Les forces objectivement porteuses de ce progrès ne doivent pas se laisser distraire par des questions qui, si importantes soient-elles pour la suite, doivent d’abord être considérées comme des effets directs ou collatéraux de réponses à une question plus fondamentale encore Cette question fondamentale, c’est-à-dire la plus importante et la plus décisive dans la situation actuelle de notre pays est celle de l’Etat. Quel État voulons-nous et pouvons-nous réellement et objectivement mettre en place ? Autrement dit quel État pour nous doter des capacités institutionnelles nous permettant d’avancer dans l’unité, la justice sociale, la paix et la solidarité ?

A première vue, tout le monde s’accorde sur un certain nombre de principes et mots-clés pour bâtir la vision commune de la Guinée : État démocratique, État de droit, justice indépendante, élections libres, équitables et transparentes, alternance. Cependant, cette unanimité commence à s’effriter dès qu’il s’agit de donner un contenu plus concret à ces mots-clés et, surtout, comment mettre en place et faire fonctionner les institutions chargées de les opérationnaliser. Une écoute attentive des diverses réponses proposées débouche presqu’inévitablement au recours, en dernière instance, au leader clairvoyant, à l’homme qu’il faut, au nécessaire renouvellement de la classe politique et/ou son rajeunissement etc…, Ce qui n’est qu’une autre façon d’exprimer le besoin, inconscient ou non,  du leader charismatique et providentiel, et, par conséquent, préparer le chemin pour le pouvoir personnalisé ce qui, dans l’état et le niveau actuel de notre société, ouvre la voie à l’instauration progressive d’une dictature, dure ou douce, fermée ou éclairée.

En même temps, de nombreux leaders, politiciens et politologues reprennent à l’envie le précepte de Obama : l’Afrique n’a pas besoin d’hommes charismatiques, l’Afrique a besoin d’institutions fortes. Les questions conséquentes sont les suivantes : qu’est-ce qui caractérise une institution forte ? Comment et qui va mettre en place ces institutions fortes? Là également les réponses proposées ne semblent pas suffisamment développées et consistent trop souvent à s’appuyer sur des exemples d’autres pays pour en copier plus ou moins les approches, voire les institutions, en ignorant peu ou prou les réalités et l’histoire spécifique qui leur a donné naissance.
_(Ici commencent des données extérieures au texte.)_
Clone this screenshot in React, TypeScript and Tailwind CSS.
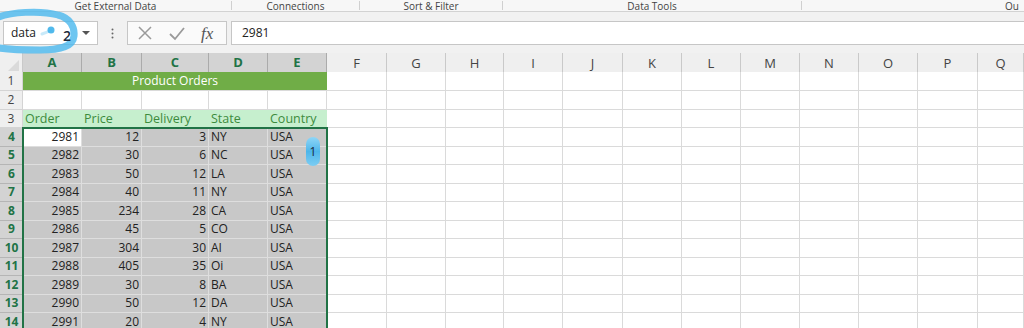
import React from 'react';

const COLS = ['A', 'B', 'C', 'D', 'E', 'F', 'G', 'H', 'I', 'J', 'K', 'L', 'M', 'N', 'O', 'P', 'Q'];
const GRID = 'grid grid-cols-[23px_59px_60px_67px_59px_59px_60px_59px_58px_59px_60px_59px_59px_59px_59px_59px_60px_1fr]';
const ROW_H = ['h-[19px]', 'h-[19px]', 'h-[18px]', 'h-[19px]', 'h-[18px]', 'h-[19px]', 'h-[18px]', 'h-[19px]', 'h-[18px]', 'h-[19px]', 'h-[18px]', 'h-[19px]', 'h-[18px]', 'h-[19px]'];

const orders: (string | number)[][] = [
  [2981, 12, 3, 'NY', 'USA'],
  [2982, 30, 6, 'NC', 'USA'],
  [2983, 50, 12, 'LA', 'USA'],
  [2984, 40, 11, 'NY', 'USA'],
  [2985, 234, 28, 'CA', 'USA'],
  [2986, 45, 5, 'CO', 'USA'],
  [2987, 304, 30, 'AI', 'USA'],
  [2988, 405, 35, 'Oi', 'USA'],
  [2989, 30, 8, 'BA', 'USA'],
  [2990, 50, 12, 'DA', 'USA'],
  [2991, 20, 4, 'NY', 'USA'],
];

function RowHeader({ n, selected }: { n: number; selected: boolean }) {
  return (
    <div
      className={
        selected
          ? 'flex items-center justify-center pb-[1px] bg-[#d3d3d3] border-b border-[#b5b5b5] text-[#217346] font-bold text-[12px] leading-none'
          : 'flex items-center justify-center bg-[#efefef] border-b border-r border-[#d4d4d4] text-[#444] text-[12px] leading-none'
      }
    >
      {n}
    </div>
  );
}

function EmptyCells() {
  return (
    <>
      {COLS.slice(5).map((c) => (
        <div key={c} className="border-b border-r border-[#dadada] bg-white" />
      ))}
    </>
  );
}

export default function App() {
  return (
    <div
      className="relative w-[1024px] h-[328px] overflow-hidden bg-white text-[#222]"
      style={{ fontFamily: '"Open Sans", "Liberation Sans", sans-serif' }}
    >
      {/* ribbon group labels */}
      <div className="flex h-[12px] bg-[#f7f7f7] border-b border-[#d2d2d2] text-[10px] leading-[10px] text-[#444]">
        <div className="w-[232px] flex justify-center border-r border-[#d0d0d0] my-[1px]">Get External Data</div>
        <div className="w-[128px] flex justify-center border-r border-[#d0d0d0] my-[1px]">Connections</div>
        <div className="w-[143px] flex justify-center border-r border-[#d0d0d0] my-[1px]">Sort &amp; Filter</div>
        <div className="w-[299px] flex justify-center border-r border-[#d0d0d0] my-[1px]">Data Tools</div>
        <div className="flex-1 pl-[203px] my-[1px]">Ou</div>
      </div>

      {/* formula bar */}
      <div className="flex items-start h-[41px] bg-[#f1f1f1] pt-[9px]">
        <div className="ml-[3px] w-[95px] h-[24px] bg-white border border-[#c6c6c6] flex items-center">
          <span className="pl-[7px] text-[12px] text-[#222] flex-1">data</span>
          <svg width="8" height="5" viewBox="0 0 8 5" className="mr-[7px]">
            <path d="M0 0 L8 0 L4 4 Z" fill="#555" />
          </svg>
        </div>
        <div className="w-[29px] h-[24px] flex items-center justify-center">
          <svg width="3" height="11" viewBox="0 0 3 11">
            <circle cx="1.5" cy="1.5" r="1" fill="#666" />
            <circle cx="1.5" cy="5.5" r="1" fill="#666" />
            <circle cx="1.5" cy="9.5" r="1" fill="#666" />
          </svg>
        </div>
        <div className="w-[100px] h-[24px] bg-[#fafafa] border border-[#c6c6c6] flex items-center">
          <svg width="16" height="16" viewBox="0 0 16 16" className="ml-[9px]">
            <path d="M2 2 L14 14 M14 2 L2 14" stroke="#9a9a9a" strokeWidth="1.5" />
          </svg>
          <svg width="16" height="16" viewBox="0 0 16 16" className="ml-[16px]">
            <path d="M1 9 L6 14 L15 3" stroke="#9a9a9a" strokeWidth="1.8" fill="none" />
          </svg>
          <span
            className="ml-[16px] text-[17px] italic text-[#555] leading-none"
            style={{ fontFamily: '"Liberation Serif", "DejaVu Serif", serif' }}
          >
            fx
          </span>
        </div>
        <div className="ml-[4px] flex-1 h-[24px] bg-white border-y border-l border-[#c6c6c6] flex items-center pl-[10px] text-[12px]">
          2981
        </div>
      </div>

      {/* column headers */}
      <div className={`${GRID} h-[19px] bg-[#efefef]`}>
        <div className="border-r border-b border-[#c9c9c9] flex items-end justify-end pr-[3px] pb-[3px]">
          <svg width="11" height="11" viewBox="0 0 11 11">
            <path d="M11 0 L11 11 L0 11 Z" fill="#dadada" />
          </svg>
        </div>
        {COLS.map((c, i) =>
          i < 5 ? (
            <div
              key={c}
              className="flex items-center justify-center bg-[#d3d3d3] border-r border-[#ababab] border-b-2 border-b-[#217346] text-[13px] font-bold text-[#217346]"
            >
              {c}
            </div>
          ) : (
            <div
              key={c}
              className="flex items-center justify-center border-r border-b border-[#c9c9c9] border-b-[#ababab] text-[13px] text-[#444]"
            >
              {c}
            </div>
          )
        )}
      </div>

      {/* row 1 */}
      <div className={`${GRID} ${ROW_H[0]}`}>
        <RowHeader n={1} selected={false} />
        <div className="col-span-5 bg-[#70ad47] border-b border-[#dadada] flex items-center justify-center text-white text-[12px]">
          Product Orders
        </div>
        <EmptyCells />
      </div>

      {/* row 2 */}
      <div className={`${GRID} ${ROW_H[1]}`}>
        <RowHeader n={2} selected={false} />
        {COLS.slice(0, 5).map((c) => (
          <div key={c} className="border-b border-r border-[#dadada] bg-white" />
        ))}
        <EmptyCells />
      </div>

      {/* row 3 */}
      <div className={`${GRID} ${ROW_H[2]}`}>
        <RowHeader n={3} selected={false} />
        {['Order', 'Price', 'Delivery', 'State', 'Country'].map((h) => (
          <div key={h} className="bg-[#c6efce] flex items-center pl-[2px] text-[12.5px] text-[#3d8b3d] leading-none">
            {h}
          </div>
        ))}
        <EmptyCells />
      </div>

      {/* data rows */}
      {orders.map((r, i) => (
        <div key={i} className={`${GRID} ${ROW_H[i + 3]}`}>
          <RowHeader n={i + 4} selected={true} />
          {r.map((v, j) => (
            <div
              key={j}
              className={
                (i === 0 && j === 0 ? 'bg-white ' : 'bg-[#c8c8c8] ') +
                'border-b border-r border-[#dedede] flex items-center pb-[1px] text-[12px] leading-none ' +
                (typeof v === 'number' ? 'justify-end pr-[2px]' : 'pl-[2px]')
              }
            >
              {v}
            </div>
          ))}
          <EmptyCells />
        </div>
      ))}

      {/* selection outline A4:E14 */}
      <div className="absolute left-[22px] top-[127px] w-[306px] h-[210px] border-2 border-[#217346] pointer-events-none" />

      {/* blue marker around the name box */}
      <svg className="absolute left-0 top-[8px] pointer-events-none" width="84" height="48" viewBox="0 0 84 48">
        <path
          d="M-4 10 C10 4 40 2 58 7 C70 10 75 19 74 28 C73 38 62 42 40 42 C18 42 2 41 -6 39"
          stroke="#4ab8ee"
          strokeWidth="7"
          fill="none"
          strokeLinecap="round"
          opacity="0.8"
        />
        <path d="M51 22 C48 24 45 25 42 26" stroke="#4ab8ee" strokeWidth="3" strokeLinecap="round" opacity="0.3" />
        <circle cx="51" cy="22" r="3.5" fill="#3fb3ea" opacity="0.9" />
      </svg>
      <span className="absolute left-[63px] top-[25px] text-[14px] font-semibold text-[#1b2a3a]">2</span>

      {/* badge 1 */}
      <div className="absolute left-[306px] top-[137px] w-[14px] h-[29px] rounded-full bg-gradient-to-b from-[#8ed6f7] via-[#4db6ea] to-[#7ccdf3] flex items-center justify-center text-[12px] text-[#1b2a3a]">
        1
      </div>
    </div>
  );
}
Pour ma part, je soumets ici en débats cinq (5) propositions que je considère comme étant essentielles pour la construction d’institutions fortes et, par conséquent, d’un État plus démocratique, participatif et inclusif.

1ere proposition.

Ma première proposition est que, au niveau de l’Assemblée Nationale, ’il faut sortir de la dictature des partis politiques (ce qu’un jeune a qualifié de partitocratie). Autrement dit il nous faut déposséder les partis politiques du monopole de la légitimité et de la représentativité dans l’Assemblée Nationale, système qui a pour effet la surpolitisation de l’administration, des politiques publiques et de la gestion des ressources humaines. Au contraire, en plus des partis politiques, il faut que soient admises à l’Assemblée, selon des modalités qui doivent être rigoureusement définies et opérationnalisées, d’autres organisations aussi représentatives du corps social que les partis, comme les syndicats, les organisations nationales des femmes, les organisations des jeunes, le patronat, les organisations paysannes et les “guinéens de l’extérieur”. C’est à travers la participation de ces organisations dans les débats et la prise de décision dans l’appareil législatif que nous pourrons commencer à parler de démocratie inclusive et participative. Cette proposition n’est point aussi saugrenue qu’elle pourrait paraître, puisque nous y recourrons, avec le modèle des CNT,  à toutes les fois où notre pays est confronté à une crise majeure dont la solution ne peut venir que du dialogue et de la concertation constructive de l’ensemble des forces vives du pays.

2ème proposition

Il nous faut sortir du régime présidentiel à outrance, dont la dérive vers les dictatures individuelles est une tendance quasi naturelle au vu de notre histoire politique, de notre spécificité sociologique et anthropologique et le trop faible niveau d’alphabétisation des populations.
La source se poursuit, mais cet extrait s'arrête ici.